Have you ever wondered how you can creatively grow? This new book, Sudden Genius, shares how others have. What path shall you explore to unleash your own?
Chip Hessenflow gets a gold star for this one too!
From The Chronicle of Higher Education
November 21, 2010 written by By Evan R. Goldstein
Jean-Paul Sartre said that the greatest gift a father can give his son is to die early. Sartre’s remark, though harsh, isn’t implausible. In a new book, Sudden Genius: The Gradual Path to Creative Breakthroughs (Oxford University Press), Andrew Robinson notes that a remarkable number of super-high achievers suffered the death of a parent at a young age. He cites a 1978 study of almost 700 historical figures that found that 25 percent of them—including J.S. Bach, Dante, Michelangelo, Leo Tolstoy, and Richard Wagner—lost at least one parent before the age of 10.
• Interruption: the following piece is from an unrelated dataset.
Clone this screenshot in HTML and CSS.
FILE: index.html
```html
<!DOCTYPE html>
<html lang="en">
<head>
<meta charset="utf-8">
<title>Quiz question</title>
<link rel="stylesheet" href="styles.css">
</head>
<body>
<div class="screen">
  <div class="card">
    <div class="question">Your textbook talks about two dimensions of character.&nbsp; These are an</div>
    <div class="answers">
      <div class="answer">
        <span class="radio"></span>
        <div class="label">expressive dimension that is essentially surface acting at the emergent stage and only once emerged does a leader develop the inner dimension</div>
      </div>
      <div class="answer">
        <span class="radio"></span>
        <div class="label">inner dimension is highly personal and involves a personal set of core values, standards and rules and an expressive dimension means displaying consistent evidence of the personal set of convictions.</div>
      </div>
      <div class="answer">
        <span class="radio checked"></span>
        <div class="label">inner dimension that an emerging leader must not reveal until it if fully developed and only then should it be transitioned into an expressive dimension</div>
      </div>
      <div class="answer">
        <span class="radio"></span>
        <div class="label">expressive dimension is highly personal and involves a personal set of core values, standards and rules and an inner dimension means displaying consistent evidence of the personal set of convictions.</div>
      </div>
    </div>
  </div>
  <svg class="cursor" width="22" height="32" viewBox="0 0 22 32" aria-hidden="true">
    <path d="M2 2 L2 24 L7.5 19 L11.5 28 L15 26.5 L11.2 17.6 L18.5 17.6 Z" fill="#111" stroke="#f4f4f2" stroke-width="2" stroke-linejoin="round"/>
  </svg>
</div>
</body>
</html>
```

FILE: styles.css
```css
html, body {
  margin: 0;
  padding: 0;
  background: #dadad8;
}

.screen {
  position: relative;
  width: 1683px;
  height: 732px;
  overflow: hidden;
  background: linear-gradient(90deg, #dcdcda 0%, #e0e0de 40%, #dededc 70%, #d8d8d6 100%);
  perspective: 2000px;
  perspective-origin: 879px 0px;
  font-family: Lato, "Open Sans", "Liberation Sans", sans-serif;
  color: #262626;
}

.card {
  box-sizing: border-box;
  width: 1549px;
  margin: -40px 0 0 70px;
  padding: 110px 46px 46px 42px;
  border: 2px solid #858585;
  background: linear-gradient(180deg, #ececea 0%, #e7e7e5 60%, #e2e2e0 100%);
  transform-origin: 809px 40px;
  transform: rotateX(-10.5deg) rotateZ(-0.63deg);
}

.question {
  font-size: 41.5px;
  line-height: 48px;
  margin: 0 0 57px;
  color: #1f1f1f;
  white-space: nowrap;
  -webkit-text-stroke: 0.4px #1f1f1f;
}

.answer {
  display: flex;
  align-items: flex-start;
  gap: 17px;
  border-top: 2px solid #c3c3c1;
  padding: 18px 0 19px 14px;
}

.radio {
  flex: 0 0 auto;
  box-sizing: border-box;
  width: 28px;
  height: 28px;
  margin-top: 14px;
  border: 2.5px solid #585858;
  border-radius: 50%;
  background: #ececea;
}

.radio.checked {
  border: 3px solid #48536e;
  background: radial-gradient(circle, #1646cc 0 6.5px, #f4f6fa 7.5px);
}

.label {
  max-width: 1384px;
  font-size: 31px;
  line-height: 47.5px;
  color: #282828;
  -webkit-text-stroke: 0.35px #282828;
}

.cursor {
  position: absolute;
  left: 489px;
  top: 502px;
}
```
Robinson entertains the possibility of a correlation between tragedy and extreme creativity. Some psychologists believe that trauma can lead a child to turn inward and cultivate a taste for solitude. “The ability to be alone is critical,” says Robinson, a former literary editor of the Times Higher Education Supplement, in an interview, noting that Mozart, who had an active social life, nonetheless withdrew for long stretches to focus on his work. “You don’t write The Marriage of Figaro in six weeks if you go out and get drunk every night.” Even in the sciences, where collaboration is common, Robinson says, major breakthroughs have been spearheaded by figures—Galileo, Newton, Darwin, and Einstein—with pronounced solitary streaks.
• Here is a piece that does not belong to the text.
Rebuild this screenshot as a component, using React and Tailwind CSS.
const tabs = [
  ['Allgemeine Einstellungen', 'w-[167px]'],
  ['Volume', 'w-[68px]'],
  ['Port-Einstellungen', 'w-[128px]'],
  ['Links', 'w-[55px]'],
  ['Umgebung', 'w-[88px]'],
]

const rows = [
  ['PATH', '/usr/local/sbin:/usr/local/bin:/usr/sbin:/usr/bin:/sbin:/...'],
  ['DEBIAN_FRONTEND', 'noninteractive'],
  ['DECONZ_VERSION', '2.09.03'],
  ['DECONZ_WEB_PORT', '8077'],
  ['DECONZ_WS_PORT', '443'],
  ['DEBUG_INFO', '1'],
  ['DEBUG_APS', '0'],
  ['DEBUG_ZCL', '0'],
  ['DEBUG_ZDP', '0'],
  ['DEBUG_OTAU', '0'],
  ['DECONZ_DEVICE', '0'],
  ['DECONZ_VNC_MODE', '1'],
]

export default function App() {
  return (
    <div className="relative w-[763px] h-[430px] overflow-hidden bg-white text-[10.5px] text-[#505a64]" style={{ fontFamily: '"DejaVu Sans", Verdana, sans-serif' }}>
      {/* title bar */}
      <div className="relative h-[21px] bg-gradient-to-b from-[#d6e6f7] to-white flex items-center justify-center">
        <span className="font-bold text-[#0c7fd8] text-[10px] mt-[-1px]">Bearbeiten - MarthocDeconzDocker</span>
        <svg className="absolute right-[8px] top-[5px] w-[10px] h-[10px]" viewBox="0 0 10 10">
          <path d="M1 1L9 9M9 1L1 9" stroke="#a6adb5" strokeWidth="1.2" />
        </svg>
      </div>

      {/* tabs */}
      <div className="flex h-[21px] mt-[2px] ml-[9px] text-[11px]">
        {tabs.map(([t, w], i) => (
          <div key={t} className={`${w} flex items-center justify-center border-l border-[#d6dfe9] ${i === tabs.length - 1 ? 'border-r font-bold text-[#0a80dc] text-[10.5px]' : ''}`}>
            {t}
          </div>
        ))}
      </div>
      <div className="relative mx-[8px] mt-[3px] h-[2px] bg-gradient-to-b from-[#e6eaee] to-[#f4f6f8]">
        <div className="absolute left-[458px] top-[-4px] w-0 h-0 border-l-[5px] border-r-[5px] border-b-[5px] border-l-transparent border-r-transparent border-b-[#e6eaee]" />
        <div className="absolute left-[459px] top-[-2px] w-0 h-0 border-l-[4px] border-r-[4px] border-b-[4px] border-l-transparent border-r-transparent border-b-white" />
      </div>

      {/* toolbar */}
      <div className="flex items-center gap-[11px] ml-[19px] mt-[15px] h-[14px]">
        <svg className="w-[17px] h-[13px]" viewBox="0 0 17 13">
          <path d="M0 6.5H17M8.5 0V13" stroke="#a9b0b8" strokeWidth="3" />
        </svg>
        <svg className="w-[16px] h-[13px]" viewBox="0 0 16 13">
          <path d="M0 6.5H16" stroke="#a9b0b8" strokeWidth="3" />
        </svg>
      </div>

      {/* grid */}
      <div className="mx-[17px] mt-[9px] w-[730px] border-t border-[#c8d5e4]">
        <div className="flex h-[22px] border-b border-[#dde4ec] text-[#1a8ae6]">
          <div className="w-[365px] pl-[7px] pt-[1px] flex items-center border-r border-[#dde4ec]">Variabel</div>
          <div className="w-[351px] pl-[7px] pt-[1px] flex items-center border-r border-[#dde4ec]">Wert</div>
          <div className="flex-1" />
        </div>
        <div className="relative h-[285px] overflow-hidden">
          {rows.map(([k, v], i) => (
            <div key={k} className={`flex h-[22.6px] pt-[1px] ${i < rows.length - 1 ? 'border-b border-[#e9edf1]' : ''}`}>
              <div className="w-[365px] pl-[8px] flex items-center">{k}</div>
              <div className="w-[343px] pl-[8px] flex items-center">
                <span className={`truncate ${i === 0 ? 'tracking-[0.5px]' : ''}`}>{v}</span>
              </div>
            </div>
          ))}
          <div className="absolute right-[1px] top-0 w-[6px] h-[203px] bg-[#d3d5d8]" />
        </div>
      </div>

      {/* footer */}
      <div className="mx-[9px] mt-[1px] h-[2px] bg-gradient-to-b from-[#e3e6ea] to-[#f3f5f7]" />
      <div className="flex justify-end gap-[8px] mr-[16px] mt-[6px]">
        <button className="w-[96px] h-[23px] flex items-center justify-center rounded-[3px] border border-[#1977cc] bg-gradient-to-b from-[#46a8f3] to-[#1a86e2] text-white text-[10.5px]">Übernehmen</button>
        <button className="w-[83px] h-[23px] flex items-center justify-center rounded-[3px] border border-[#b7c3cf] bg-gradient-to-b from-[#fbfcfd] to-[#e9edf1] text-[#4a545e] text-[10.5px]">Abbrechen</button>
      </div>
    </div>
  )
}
What are we to make of all of this? Not much, apparently. The notion that genius is nurtured by childhood adversity “is a tempting one,” Robinson writes, but it crumbles under careful scrutiny. For every figure that fits the bill (Joseph Conrad was a bookish, withdrawn child whose parents died before he turned 12), another genius bucks the pattern (Henri Cartier-Bresson clashed with his wealthy parents, but they were supportive—and alive). Indeed, Robinson dismisses all unified theories of creativity, of which there have been many over the years. “They don’t apply across the board,” he says.
So where do big ideas come from? Sudden Genius looks for answers in the lives of 10 pioneering thinkers and artists, including Marie Curie, Charles Darwin, Satyajit Ray, Virginia Woolf, and Christopher Wren. Robinson tries to ferret out the “sources, ingredients, and patterns” of their talents. The big—if bland—takeaway is this: Geniuses are made, not born. Breakthroughs that appear like flashes out of the blue in fact result from at least 10 years of preparation, if not a lifetime of industriousness. When Thomas Edison died, he owned 1,093 patents (that’s about one every two weeks of his adult life); Picasso produced more than 20,000 works; Henri Poincaré published 500 papers and 30 books. The lesson, Robinson says, is that “hard work does pay off.”
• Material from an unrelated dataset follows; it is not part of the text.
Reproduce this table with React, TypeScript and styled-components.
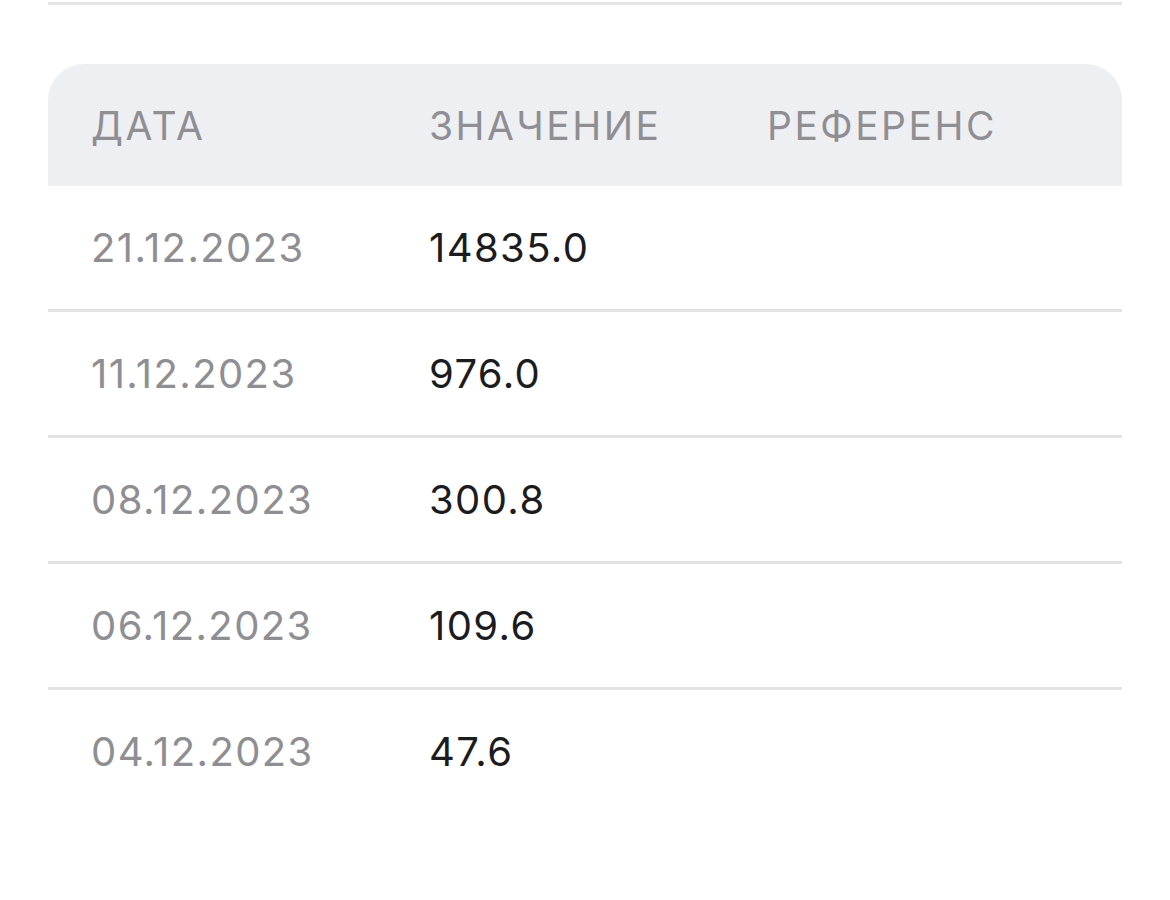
import styled, { createGlobalStyle } from 'styled-components';

const GlobalStyle = createGlobalStyle`
  html, body {
    margin: 0;
    padding: 0;
    background: #ffffff;
    font-family: Inter, "Noto Sans", "Liberation Sans", sans-serif;
    -webkit-font-smoothing: antialiased;
  }
`;

type Row = { date: string; value: string; reference?: string };

const rows: Row[] = [
  { date: '21.12.2023', value: '14835.0' },
  { date: '11.12.2023', value: '976.0' },
  { date: '08.12.2023', value: '300.8' },
  { date: '06.12.2023', value: '109.6' },
  { date: '04.12.2023', value: '47.6' },
];

const Page = styled.div`
  padding: 2px 48px 0;
`;

const TopDivider = styled.div`
  height: 3px;
  background: #e6e6e8;
`;

const Table = styled.div`
  margin-top: 59px;
`;

const HeaderRow = styled.div`
  display: grid;
  grid-template-columns: 338px 338px 1fr;
  align-items: center;
  height: 122px;
  padding-left: 43px;
  background: #eeeff3;
  border-radius: 36px 36px 0 0;
`;

const HeaderCell = styled.div`
  font-size: 39px;
  font-weight: 400;
  letter-spacing: 2.5px;
  color: #8e8e93;
  text-transform: uppercase;
  line-height: 1;
`;

const BodyRow = styled.div<{ $last?: boolean }>`
  display: grid;
  grid-template-columns: 338px 338px 1fr;
  align-items: center;
  height: 123px;
  padding-left: 43px;
  border-bottom: 3px solid ${({ $last }) => ($last ? 'transparent' : '#e3e3e6')};
`;

const Cell = styled.div<{ $muted?: boolean }>`
  font-size: 40px;
  font-weight: 400;
  line-height: 1;
  letter-spacing: 1.4px;
  color: ${({ $muted }) => ($muted ? '#8e8e93' : '#1c1c1e')};
`;

export default function App() {
  return (
    <>
      <GlobalStyle />
      <Page>
        <TopDivider />
        <Table>
          <HeaderRow>
            <HeaderCell>Дата</HeaderCell>
            <HeaderCell>Значение</HeaderCell>
            <HeaderCell>Референс</HeaderCell>
          </HeaderRow>
          {rows.map((row, i) => (
            <BodyRow key={row.date} $last={i === rows.length - 1}>
              <Cell $muted>{row.date}</Cell>
              <Cell>{row.value}</Cell>
              <Cell>{row.reference ?? ''}</Cell>
            </BodyRow>
          ))}
        </Table>
      </Page>
    </>
  );
}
If the sources of genius remain something of a riddle, Robinson is emphatic about what does not contribute to creative excellence: higher education. The academy’s emphasis on specialization and its “inherent tendency to ignore or reject highly original work that does not fit the existing paradigm” is an impediment to creativity, Robinson argues. He points to several intriguing studies. One, by Dean Keith Simonton, a professor of psychology at the University of California at Davis, suggests that creativity flourishes best among those with the equivalent of two years of an undergraduate education—no less, no more. Mihaly Csikszentmihalyi, a professor of psychology at Claremont Graduate University, has also looked at the relationship between education and innovation. In his 1996 book, Creativity: Flow and the Psychology of Discovery and Invention, he argued that formal education has historically had little effect on the lives of creative people. “If anything,” Csikszentmihalyi wrote, “school threatened to extinguish the interest and curiosity that the child had discovered outside its walls.”